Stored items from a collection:

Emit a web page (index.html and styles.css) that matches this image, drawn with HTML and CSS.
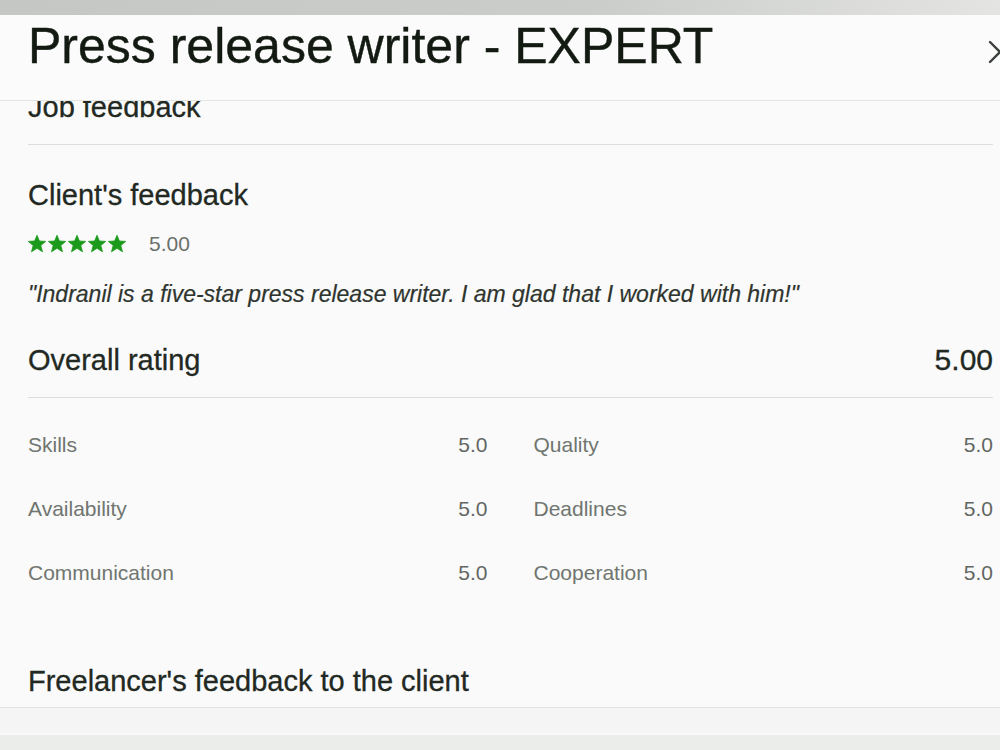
FILE: index.html
```html
<!DOCTYPE html>
<html lang="en">
<head>
    <meta charset="UTF-8">
    <meta name="viewport" content="width=device-width, initial-scale=1.0">
    <title>Press release writer - EXPERT</title>
    <link rel="stylesheet" href="styles.css">
</head>
<body>
    <div class="top-strip"></div>

    <div class="modal">
        <header class="modal-header">
            <h1 class="modal-title">Press release writer - EXPERT</h1>
            <button class="close" title="Close">
                <svg width="26" height="26" viewBox="0 0 26 26">
                    <path d="M3 3 L23 23 M23 3 L3 23" stroke="#3c403c" stroke-width="2.4" stroke-linecap="round" fill="none"/>
                </svg>
            </button>
        </header>

        <div class="modal-body">
            <div class="scroll-area">
                <h2 class="section-title job-title">Job feedback</h2>
                <hr class="divider">

                <h2 class="section-title client-title">Client's feedback</h2>
                <div class="stars-row">
                    <svg class="stars" width="98" height="18" viewBox="0 0 98 18">
                        <defs>
                            <polygon id="star" points="9,0.3 11.4,6 17.7,6.4 12.8,10.4 14.5,16.8 9,13.3 3.5,16.8 5.2,10.4 0.3,6.4 6.6,6" stroke-linejoin="round"/>
                        </defs>
                        <use href="#star" x="0" fill="#1c9a1c" stroke="#1c9a1c" stroke-width="0.8"/>
                        <use href="#star" x="20" fill="#1c9a1c" stroke="#1c9a1c" stroke-width="0.8"/>
                        <use href="#star" x="40" fill="#1c9a1c" stroke="#1c9a1c" stroke-width="0.8"/>
                        <use href="#star" x="60" fill="#1c9a1c" stroke="#1c9a1c" stroke-width="0.8"/>
                        <use href="#star" x="80" fill="#1c9a1c" stroke="#1c9a1c" stroke-width="0.8"/>
                    </svg>
                    <span class="stars-score">5.00</span>
                </div>
                <p class="quote">"Indranil is a five-star press release writer. I am glad that I worked with him!"</p>

                <div class="overall">
                    <span>Overall rating</span>
                    <span>5.00</span>
                </div>

                <div class="scores">
                    <div class="score"><span class="score-label">Skills</span><span class="score-value">5.0</span></div>
                    <div class="score"><span class="score-label">Quality</span><span class="score-value">5.0</span></div>
                    <div class="score"><span class="score-label">Availability</span><span class="score-value">5.0</span></div>
                    <div class="score"><span class="score-label">Deadlines</span><span class="score-value">5.0</span></div>
                    <div class="score"><span class="score-label">Communication</span><span class="score-value">5.0</span></div>
                    <div class="score"><span class="score-label">Cooperation</span><span class="score-value">5.0</span></div>
                </div>

                <h2 class="section-title freelancer-title">Freelancer's feedback to the client</h2>
            </div>
        </div>
        <div class="modal-footer"></div>
    </div>
</body>
</html>
```

FILE: styles.css
```css
* {
    margin: 0;
    padding: 0;
    box-sizing: border-box;
}

body {
    font-family: 'Liberation Sans', Arial, sans-serif;
    background: #ebedeb;
    width: 1000px;
    height: 750px;
    overflow: hidden;
    color: #222822;
}

.top-strip {
    height: 15px;
    background: linear-gradient(90deg, #c5c7c4 0%, #cbcdca 60%, #e4e5e3 100%);
}

.modal {
    background: #f9faf9;
    height: 720px;
    display: flex;
    flex-direction: column;
}

.modal-header {
    height: 86px;
    padding: 1px 0 0 28px;
    display: flex;
    justify-content: space-between;
    align-items: flex-start;
    border-bottom: 1px solid #e3e5e3;
    background: #fafbfa;
    position: relative;
    z-index: 1;
}

.modal-title {
    font-size: 50px;
    line-height: 60px;
    font-weight: 400;
    color: #121a12;
    -webkit-text-stroke: 0.4px #121a12;
}

.close {
    background: none;
    border: none;
    margin-top: 23px;
    margin-right: -13px;
    width: 26px;
    height: 26px;
    cursor: pointer;
}

.modal-body {
    overflow: hidden;
    padding: 0 7px 0 28px;
}

/* body is scrolled down a little, so the first heading hides under the header */
.scroll-area {
    margin-top: -12px;
}

.section-title {
    font-size: 29px;
    line-height: 36px;
    font-weight: 400;
    color: #222822;
    -webkit-text-stroke: 0.3px #222822;
}

.divider {
    border: none;
    border-top: 1px solid #dcdfdc;
    margin-top: 19px;
}

.client-title {
    margin-top: 32px;
}

.stars-row {
    margin-top: 19px;
    height: 24px;
    display: flex;
    align-items: center;
    gap: 23px;
}

.stars {
    display: block;
}

.stars-score {
    font-size: 21px;
    color: #6c706c;
}

.quote {
    margin-top: 24px;
    font-size: 23px;
    line-height: 28px;
    font-style: italic;
    color: #2e342e;
    -webkit-text-stroke: 0.2px #2e342e;
}

.overall {
    margin-top: 32px;
    display: flex;
    justify-content: space-between;
    font-size: 29px;
    line-height: 40px;
    padding-bottom: 17px;
    border-bottom: 1px solid #dcdfdc;
    -webkit-text-stroke: 0.3px #222822;
}

.overall span:last-child {
    font-size: 30px;
}

.scores {
    margin-top: 15px;
    display: grid;
    grid-template-columns: 1fr 1fr;
    grid-auto-rows: 64px;
    column-gap: 46px;
}

.score {
    display: flex;
    justify-content: space-between;
    align-items: center;
    font-size: 21px;
}

.score-label {
    color: #707570;
}

.score-value {
    color: #626662;
}

.freelancer-title {
    margin-top: 58px;
}

.modal-footer {
    margin-top: 8px;
    border-top: 1px solid #e0e2e0;
    height: 26px;
    background: #f4f5f4;
}
```
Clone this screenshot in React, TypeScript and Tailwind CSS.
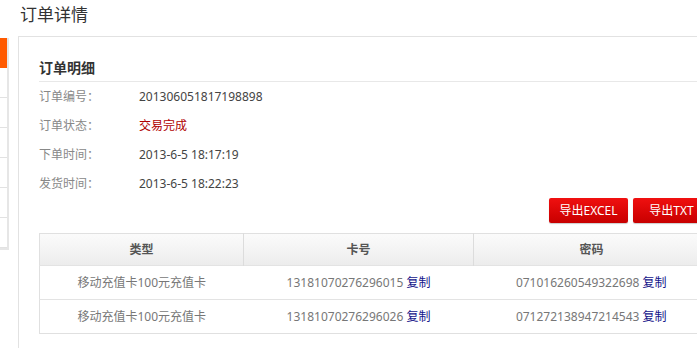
import React from 'react'

const cards = [
  { type: '移动充值卡100元充值卡', no: '13181070276296015', pwd: '071016260549322698' },
  { type: '移动充值卡100元充值卡', no: '13181070276296026', pwd: '071272138947214543' },
]

const fields = [
  { label: '订单编号：', value: '201306051817198898', red: false },
  { label: '订单状态：', value: '交易完成', red: true },
  { label: '下单时间：', value: '2013-6-5 18:17:19', red: false },
  { label: '发货时间：', value: '2013-6-5 18:22:23', red: false },
]

export default function App() {
  return (
    <div
      className="w-[697px] h-[348px] overflow-hidden bg-white text-[12px] text-[#444]"
      style={{ fontFamily: '"Noto Sans", "Noto Sans CJK SC", sans-serif' }}
    >
      {/* Page title */}
      <h1 className="h-[36px] pl-[20px] text-[17px] leading-[30px] text-[#333]">订单详情</h1>

      <div className="flex items-start">
        {/* Side menu (cut off) */}
        <div className="mt-[2px] w-[9px] shrink-0 border-r-2 border-b-2 border-[#e6e6e6] bg-white">
          <div className="h-[30px] bg-[#ff5a00]" />
          {[1, 2, 3, 4, 5, 6].map((i) => (
            <div key={i} className="h-[30px] border-b border-[#e2e2e2]" />
          ))}
        </div>

        {/* Main panel */}
        <div className="ml-[9px] w-[700px] shrink-0 h-[320px] border-l border-t border-[#e2e2e2] pl-[20px]">
          <div className="w-[671px]">
            <h2 className="h-[45px] border-b border-[#e8e8e8] pt-[23px] text-[14px] font-bold leading-[16px] text-[#333]">
              订单明细
            </h2>

            <div className="flex flex-col gap-[5px] pt-[3px]">
              {fields.map((f) => (
                <div key={f.label} className="flex h-[24px] items-center">
                  <span className="w-[100px] text-[#888]">{f.label}</span>
                  <span className={f.red ? 'text-[#b00000]' : 'text-[#444]'}>{f.value}</span>
                </div>
              ))}
            </div>

            <div className="mt-[2px] flex justify-end gap-[5px]">
              <button className="h-[25px] w-[79px] rounded-[2px] bg-gradient-to-b from-[#f01010] to-[#c80000] text-[12px] text-white shadow-[0_1px_1px_rgba(0,0,0,0.2)]">
                导出EXCEL
              </button>
              <button className="h-[25px] w-[77px] rounded-[2px] bg-gradient-to-b from-[#f01010] to-[#c80000] text-[12px] text-white shadow-[0_1px_1px_rgba(0,0,0,0.2)]">
                导出TXT
              </button>
            </div>

            <table className="mt-[10px] w-[671px] table-fixed border-collapse border border-[#e0e0e0]">
              <thead>
                <tr className="h-[32px] bg-gradient-to-b from-[#fbfbfb] to-[#ececec]">
                  <th className="w-[204px] border-r border-[#dcdcdc] font-bold text-[#555]">类型</th>
                  <th className="w-[230px] border-r border-[#dcdcdc] font-bold text-[#555]">卡号</th>
                  <th className="font-bold text-[#555]">密码</th>
                </tr>
              </thead>
              <tbody>
                {cards.map((c) => (
                  <tr key={c.no} className="h-[34px] border-t border-[#e3e3e3] text-center text-[#777]">
                    <td>{c.type}</td>
                    <td>
                      {c.no} <a className="text-[#14148a]">复制</a>
                    </td>
                    <td>
                      {c.pwd} <a className="text-[#14148a]">复制</a>
                    </td>
                  </tr>
                ))}
              </tbody>
            </table>
          </div>
        </div>
      </div>
    </div>
  )
}
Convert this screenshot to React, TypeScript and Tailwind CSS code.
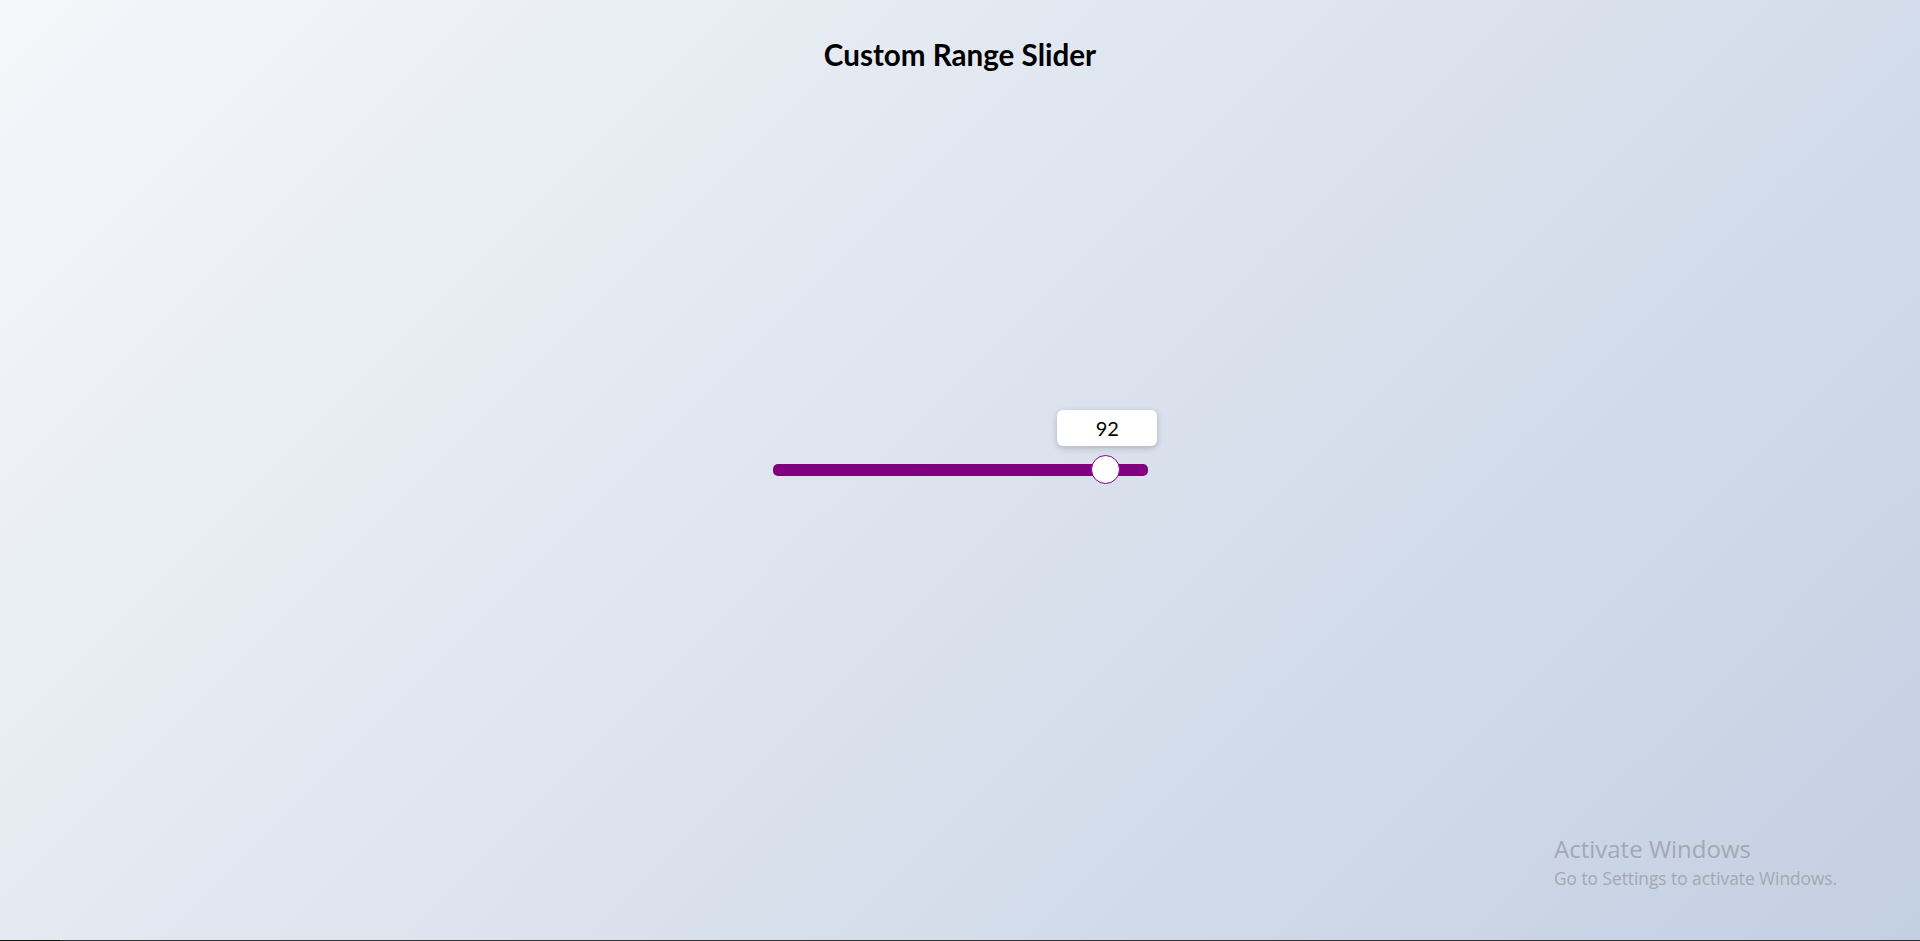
import React from "react";

export default function App() {
  const value = 92;
  const trackW = 375;
  const thumb = 29;
  const thumbLeft = (value / 100) * (trackW - thumb);
  const center = thumbLeft + thumb / 2;
  return (
    <div className="relative flex h-[941px] w-full flex-col overflow-hidden bg-[linear-gradient(135deg,#f5f7fa_0%,#c3cfe2_100%)]">
      <div className="flex h-[90px] shrink-0 justify-center pt-[37px]">
        <h1 className="text-[29.6px] font-bold leading-[36px] text-black [font-family:Lato,'Noto_Sans',sans-serif]">
          Custom Range Slider
        </h1>
      </div>
      <div className="flex flex-1 items-center justify-center pb-[91px]">
        <div className="relative flex h-[29px] w-[375px] items-center">
          <div className="h-3 w-full rounded-[5px] bg-[#800080]" />
          <div
            className="absolute top-0 h-[29px] w-[29px] rounded-full border border-[#800080] bg-white"
            style={{ left: thumbLeft }}
          />
          <div
            className="absolute bottom-[calc(100%+9px)] flex h-[36px] w-[100px] items-center justify-center rounded-md bg-white text-[20px] text-black shadow-[0_2px_6px_rgba(0,0,0,0.2)] [font-family:Lato,'Noto_Sans',sans-serif]"
            style={{ left: center - 48 }}
          >
            {value}
          </div>
        </div>
      </div>
      <div className="flex h-px shrink-0">
        <div className="w-[60px] bg-[#0a160a]" />
        <div className="flex-1 bg-[#2d2f33]" />
      </div>
      <div className="pointer-events-none absolute left-[1554px] top-[834px] text-[#a3a8b2] [font-family:'Open_Sans','Noto_Sans',sans-serif]">
        <div className="text-[24px] leading-[30px]">Activate Windows</div>
        <div className="text-[17.3px] leading-[30px]">Go to Settings to activate Windows.</div>
      </div>
    </div>
  );
}
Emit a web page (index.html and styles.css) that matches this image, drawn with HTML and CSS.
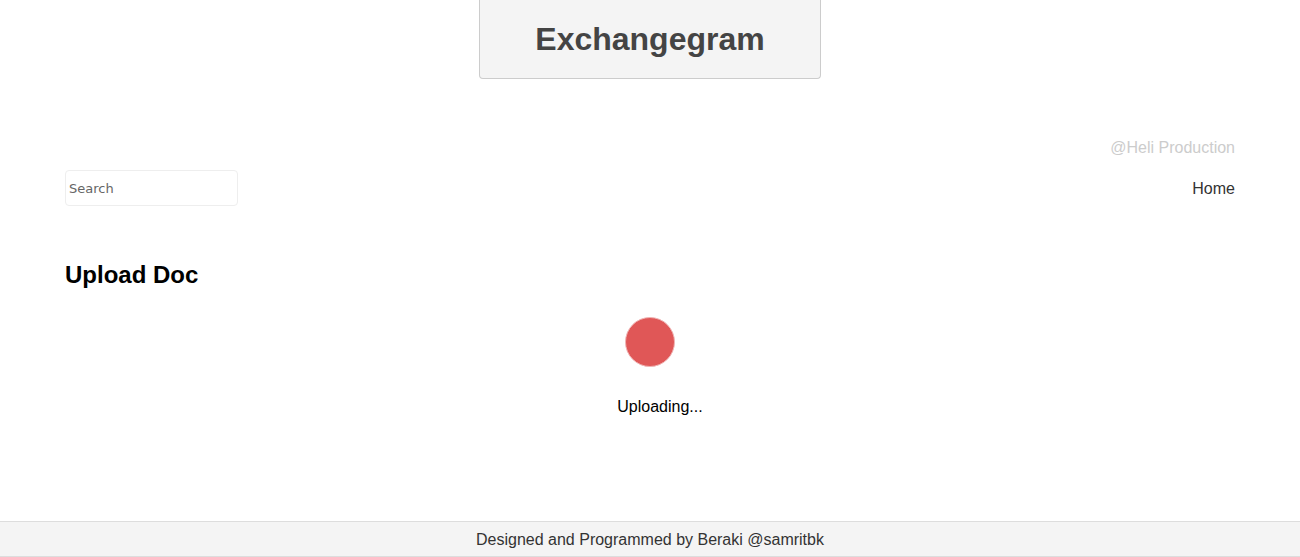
FILE: index.html
```html
<!DOCTYPE html>
<html>
<head>
<meta charset="utf-8">
<link rel="stylesheet" href="styles.css">
</head>
<body>
<div class="page">
  <header class="brand-wrap">
    <div class="brand"><h1>Exchangegram</h1></div>
  </header>
  <div class="container">
    <div class="credit">@Heli Production</div>
    <nav class="nav">
      <input class="search" type="text" placeholder="Search">
      <a class="home" href="#">Home</a>
    </nav>
    <h2 class="title">Upload Doc</h2>
    <div class="loader">
      <div class="dot"></div>
      <div class="loading-text">Uploading...</div>
    </div>
  </div>
</div>
<footer class="footer">Designed and Programmed by Beraki @samritbk</footer>
</body>
</html>
```
FILE: styles.css
```css
html, body {
  margin: 0;
  padding: 0;
  background: #fff;
  font-family: "Liberation Sans", Arial, sans-serif;
  color: #333;
}
.page {
  height: 521px;
}
.brand-wrap {
  display: flex;
  justify-content: center;
}
.brand {
  width: 340px;
  height: 78px;
  background: #f4f4f4;
  border: 1px solid #ccc;
  border-top: none;
  border-radius: 0 0 4px 4px;
  display: flex;
  align-items: center;
  justify-content: center;
}
.brand h1 {
  margin: 0;
  font-size: 32px;
  font-weight: bold;
  color: #444;
  line-height: 1;
}
.container {
  padding: 0 65px;
}
.credit {
  margin-top: 59px;
  text-align: right;
  color: #ccc;
  font-size: 16px;
  line-height: 20px;
}
.nav {
  margin-top: 12px;
  display: flex;
  justify-content: space-between;
  align-items: center;
}
.search {
  width: 173px;
  height: 36px;
  box-sizing: border-box;
  border: 1px solid #eee;
  border-radius: 4px;
  padding: 0 3px;
  font-family: "DejaVu Sans", sans-serif;
  font-size: 13px;
  color: #555;
  outline: none;
}
.search::placeholder {
  color: #666;
}
.home {
  padding-top: 2px;
  color: #333;
  text-decoration: none;
  font-size: 16px;
}
.title {
  margin: 55px 0 0;
  font-size: 24px;
  font-weight: bold;
  color: #000;
  line-height: 28px;
}
.loader {
  display: flex;
  flex-direction: column;
  align-items: center;
  margin-top: 28px;
}
.dot {
  width: 48px;
  height: 48px;
  border-radius: 50%;
  background: #e05757;
  border: 1px solid #f0b4b4;
}
.loading-text {
  margin-top: 30px;
  padding-left: 20px;
  font-size: 16px;
  color: #000;
  line-height: 20px;
}
.footer {
  height: 33px;
  padding-top: 1px;
  background: #f4f4f4;
  border-top: 1px solid #ddd;
  border-bottom: 1px solid #ddd;
  text-align: center;
  font-size: 16px;
  line-height: 34px;
  color: #333;
}
```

Instructions for the task: Work out how many lines in the entries hold the string "React". Your answer should consist solely of that number.

Reply to the task: 4